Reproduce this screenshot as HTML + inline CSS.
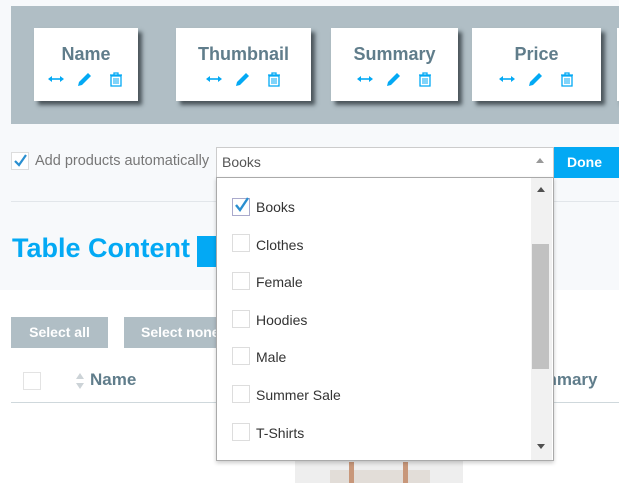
<!DOCTYPE html>
<html><head><style>
*{margin:0;padding:0;box-sizing:border-box}
body{width:619px;height:483px;overflow:hidden;background:#fff;font-family:"Liberation Sans",Arial,sans-serif;position:relative}
.abs{position:absolute}
.card{position:absolute;top:28px;height:73px;background:#fff;box-shadow:4px 4px 4px rgba(40,50,55,.75);text-align:center}
.card b{display:block;margin-top:16px;font-size:18px;color:#607d8b}
.cb{position:absolute;width:18px;height:18px;border:1px solid #ddd;background:#fff}
.item{position:absolute;left:256px;font-size:14px;color:#333}
</style></head><body>
<div class="abs" style="left:0;top:0;width:619px;height:290px;background:#f7f9fb"></div>
<div class="abs" style="left:11px;top:6px;width:608px;height:118px;background:#b0bec5"></div>
<svg width="0" height="0" style="position:absolute"><defs>
<g id="ic">
<path d="M2 8h12" stroke="#03a9f4" stroke-width="1.6"/>
<path d="M0 8l4-3v6zM16 8l-4-3v6z" fill="#03a9f4"/>
<path d="M30 15l1-4 9-9 3 3-9 9z" fill="#03a9f4"/>
<path d="M62 4h12M66 4V2h4v2M63 5h10v10H63z" stroke="#03a9f4" stroke-width="1.3" fill="none"/>
<path d="M66 7v6M68 7v6M70 7v6" stroke="#03a9f4" stroke-width="1"/>
</g></defs></svg>
<div class="card" style="left:34px;width:104px"><b>Name</b><svg width="76" height="16" style="margin-top:6px"><use href="#ic"/></svg></div>
<div class="card" style="left:176px;width:135px"><b>Thumbnail</b><svg width="76" height="16" style="margin-top:6px"><use href="#ic"/></svg></div>
<div class="card" style="left:331px;width:127px"><b>Summary</b><svg width="76" height="16" style="margin-top:6px"><use href="#ic"/></svg></div>
<div class="card" style="left:472px;width:129px"><b>Price</b><svg width="76" height="16" style="margin-top:6px"><use href="#ic"/></svg></div>
<div class="card" style="left:617px;width:20px"></div>

<div class="cb" style="left:11px;top:152px;border-color:#ddd"></div>
<svg class="abs" style="left:12px;top:153px" width="16" height="16"><path d="M3 8l4 4 7-10" stroke="#2a8fd0" stroke-width="2.2" fill="none"/></svg>
<div class="abs" style="left:35px;top:153px;font-size:14.5px;color:#777">Add products automatically</div>
<div class="abs" style="left:216px;top:147px;width:338px;height:31px;border:1px solid #ccc;background:#fff"></div>
<div class="abs" style="left:222px;top:154px;font-size:14px;color:#555">Books</div>
<div class="abs" style="left:536px;top:158px;width:0;height:0;border-left:4px solid transparent;border-right:4px solid transparent;border-bottom:5px solid #999"></div>
<div class="abs" style="left:554px;top:147px;width:65px;height:31px;background:#03a9f4;color:#fff;font-weight:bold;font-size:14px;line-height:31px;padding-left:13px">Done</div>

<div class="abs" style="left:11px;top:201px;width:608px;height:1px;background:#e2e6ea"></div>
<div class="abs" style="left:12px;top:233px;font-size:27px;font-weight:bold;color:#03a9f4">Table Content</div>
<div class="abs" style="left:197px;top:236px;width:30px;height:31px;background:#03a9f4"></div>

<div class="abs" style="left:11px;top:317px;width:97px;height:31px;background:#b0bec5;color:#fff;font-weight:bold;font-size:14px;line-height:31px;text-align:center">Select all</div>
<div class="abs" style="left:124px;top:317px;width:100px;height:31px;background:#b0bec5;color:#fff;font-weight:bold;font-size:14px;line-height:31px;padding-left:17px">Select none</div>
<div class="cb" style="left:23px;top:372px;border-color:#e3e3e3"></div>
<svg class="abs" style="left:75px;top:372px" width="10" height="18"><path d="M1 7l4-6 4 6zM1 11l4 6 4-6z" fill="#ccd3d7"/></svg>
<div class="abs" style="left:90px;top:370px;font-size:17px;font-weight:bold;color:#607d8b">Name</div>
<div class="abs" style="left:520px;top:370px;font-size:17px;font-weight:bold;color:#607d8b">Summary</div>
<div class="abs" style="left:11px;top:402px;width:608px;height:1px;background:#cfd8dc"></div>
<div class="abs" style="left:295px;top:460px;width:168px;height:23px;background:#eeeeee"></div>
<div class="abs" style="left:330px;top:470px;width:100px;height:13px;background:#e2ddd8"></div>
<div class="abs" style="left:349px;top:462px;width:5px;height:21px;background:#c8977a"></div>
<div class="abs" style="left:403px;top:462px;width:5px;height:21px;background:#c8977a"></div>

<div class="abs" style="left:216px;top:177px;width:338px;height:284px;background:#fff;border:1px solid #aaa;box-shadow:0 2px 4px rgba(0,0,0,.2)"></div>
<div class="abs" style="left:531px;top:178px;width:21px;height:282px;background:#f1f1f1"></div>
<div class="abs" style="left:532px;top:244px;width:17px;height:125px;background:#c1c1c1"></div>
<div class="abs" style="left:537px;top:187px;border-left:4px solid transparent;border-right:4px solid transparent;border-bottom:5px solid #505050"></div>
<div class="abs" style="left:537px;top:444px;border-left:4px solid transparent;border-right:4px solid transparent;border-top:5px solid #505050"></div>

<div class="cb" style="left:232px;top:198px;border-color:#aac"></div>
<svg class="abs" style="left:233px;top:196px" width="18" height="18"><path d="M3 9l4 5 8-12" stroke="#2a8fd0" stroke-width="2.4" fill="none"/></svg>
<div class="item" style="top:199px">Books</div>
<div class="cb" style="left:232px;top:234px"></div><div class="item" style="top:237px">Clothes</div>
<div class="cb" style="left:232px;top:272px"></div><div class="item" style="top:274px">Female</div>
<div class="cb" style="left:232px;top:310px"></div><div class="item" style="top:312px">Hoodies</div>
<div class="cb" style="left:232px;top:347px"></div><div class="item" style="top:349px">Male</div>
<div class="cb" style="left:232px;top:385px"></div><div class="item" style="top:387px">Summer Sale</div>
<div class="cb" style="left:232px;top:423px"></div><div class="item" style="top:425px">T-Shirts</div>
</body></html>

-- -- --

Without the pictures, repeat the listing above exactly.

Reproduce this screenshot as HTML + inline CSS.
<!DOCTYPE html>
<html><head><style>
*{margin:0;padding:0;box-sizing:border-box}
body{width:619px;height:483px;overflow:hidden;background:#fff;font-family:"Liberation Sans",Arial,sans-serif;position:relative}
.abs{position:absolute}
.card{position:absolute;top:28px;height:73px;background:#fff;box-shadow:4px 4px 4px rgba(40,50,55,.75);text-align:center}
.card b{display:block;margin-top:16px;font-size:18px;color:#607d8b}
.cb{position:absolute;width:18px;height:18px;border:1px solid #ddd;background:#fff}
.item{position:absolute;left:256px;font-size:14px;color:#333}
</style></head><body>
<div class="abs" style="left:0;top:0;width:619px;height:290px;background:#f7f9fb"></div>
<div class="abs" style="left:11px;top:6px;width:608px;height:118px;background:#b0bec5"></div>
<svg width="0" height="0" style="position:absolute"><defs>
<g id="ic">
<path d="M2 8h12" stroke="#03a9f4" stroke-width="1.6"/>
<path d="M0 8l4-3v6zM16 8l-4-3v6z" fill="#03a9f4"/>
<path d="M30 15l1-4 9-9 3 3-9 9z" fill="#03a9f4"/>
<path d="M62 4h12M66 4V2h4v2M63 5h10v10H63z" stroke="#03a9f4" stroke-width="1.3" fill="none"/>
<path d="M66 7v6M68 7v6M70 7v6" stroke="#03a9f4" stroke-width="1"/>
</g></defs></svg>
<div class="card" style="left:34px;width:104px"><b>Name</b><svg width="76" height="16" style="margin-top:6px"><use href="#ic"/></svg></div>
<div class="card" style="left:176px;width:135px"><b>Thumbnail</b><svg width="76" height="16" style="margin-top:6px"><use href="#ic"/></svg></div>
<div class="card" style="left:331px;width:127px"><b>Summary</b><svg width="76" height="16" style="margin-top:6px"><use href="#ic"/></svg></div>
<div class="card" style="left:472px;width:129px"><b>Price</b><svg width="76" height="16" style="margin-top:6px"><use href="#ic"/></svg></div>
<div class="card" style="left:617px;width:20px"></div>

<div class="cb" style="left:11px;top:152px;border-color:#ddd"></div>
<svg class="abs" style="left:12px;top:153px" width="16" height="16"><path d="M3 8l4 4 7-10" stroke="#2a8fd0" stroke-width="2.2" fill="none"/></svg>
<div class="abs" style="left:35px;top:153px;font-size:14.5px;color:#777">Add products automatically</div>
<div class="abs" style="left:216px;top:147px;width:338px;height:31px;border:1px solid #ccc;background:#fff"></div>
<div class="abs" style="left:222px;top:154px;font-size:14px;color:#555">Books</div>
<div class="abs" style="left:536px;top:158px;width:0;height:0;border-left:4px solid transparent;border-right:4px solid transparent;border-bottom:5px solid #999"></div>
<div class="abs" style="left:554px;top:147px;width:65px;height:31px;background:#03a9f4;color:#fff;font-weight:bold;font-size:14px;line-height:31px;padding-left:13px">Done</div>

<div class="abs" style="left:11px;top:201px;width:608px;height:1px;background:#e2e6ea"></div>
<div class="abs" style="left:12px;top:233px;font-size:27px;font-weight:bold;color:#03a9f4">Table Content</div>
<div class="abs" style="left:197px;top:236px;width:30px;height:31px;background:#03a9f4"></div>

<div class="abs" style="left:11px;top:317px;width:97px;height:31px;background:#b0bec5;color:#fff;font-weight:bold;font-size:14px;line-height:31px;text-align:center">Select all</div>
<div class="abs" style="left:124px;top:317px;width:100px;height:31px;background:#b0bec5;color:#fff;font-weight:bold;font-size:14px;line-height:31px;padding-left:17px">Select none</div>
<div class="cb" style="left:23px;top:372px;border-color:#e3e3e3"></div>
<svg class="abs" style="left:75px;top:372px" width="10" height="18"><path d="M1 7l4-6 4 6zM1 11l4 6 4-6z" fill="#ccd3d7"/></svg>
<div class="abs" style="left:90px;top:370px;font-size:17px;font-weight:bold;color:#607d8b">Name</div>
<div class="abs" style="left:520px;top:370px;font-size:17px;font-weight:bold;color:#607d8b">Summary</div>
<div class="abs" style="left:11px;top:402px;width:608px;height:1px;background:#cfd8dc"></div>
<div class="abs" style="left:295px;top:460px;width:168px;height:23px;background:#eeeeee"></div>
<div class="abs" style="left:330px;top:470px;width:100px;height:13px;background:#e2ddd8"></div>
<div class="abs" style="left:349px;top:462px;width:5px;height:21px;background:#c8977a"></div>
<div class="abs" style="left:403px;top:462px;width:5px;height:21px;background:#c8977a"></div>

<div class="abs" style="left:216px;top:177px;width:338px;height:284px;background:#fff;border:1px solid #aaa;box-shadow:0 2px 4px rgba(0,0,0,.2)"></div>
<div class="abs" style="left:531px;top:178px;width:21px;height:282px;background:#f1f1f1"></div>
<div class="abs" style="left:532px;top:244px;width:17px;height:125px;background:#c1c1c1"></div>
<div class="abs" style="left:537px;top:187px;border-left:4px solid transparent;border-right:4px solid transparent;border-bottom:5px solid #505050"></div>
<div class="abs" style="left:537px;top:444px;border-left:4px solid transparent;border-right:4px solid transparent;border-top:5px solid #505050"></div>

<div class="cb" style="left:232px;top:198px;border-color:#aac"></div>
<svg class="abs" style="left:233px;top:196px" width="18" height="18"><path d="M3 9l4 5 8-12" stroke="#2a8fd0" stroke-width="2.4" fill="none"/></svg>
<div class="item" style="top:199px">Books</div>
<div class="cb" style="left:232px;top:234px"></div><div class="item" style="top:237px">Clothes</div>
<div class="cb" style="left:232px;top:272px"></div><div class="item" style="top:274px">Female</div>
<div class="cb" style="left:232px;top:310px"></div><div class="item" style="top:312px">Hoodies</div>
<div class="cb" style="left:232px;top:347px"></div><div class="item" style="top:349px">Male</div>
<div class="cb" style="left:232px;top:385px"></div><div class="item" style="top:387px">Summer Sale</div>
<div class="cb" style="left:232px;top:423px"></div><div class="item" style="top:425px">T-Shirts</div>
</body></html>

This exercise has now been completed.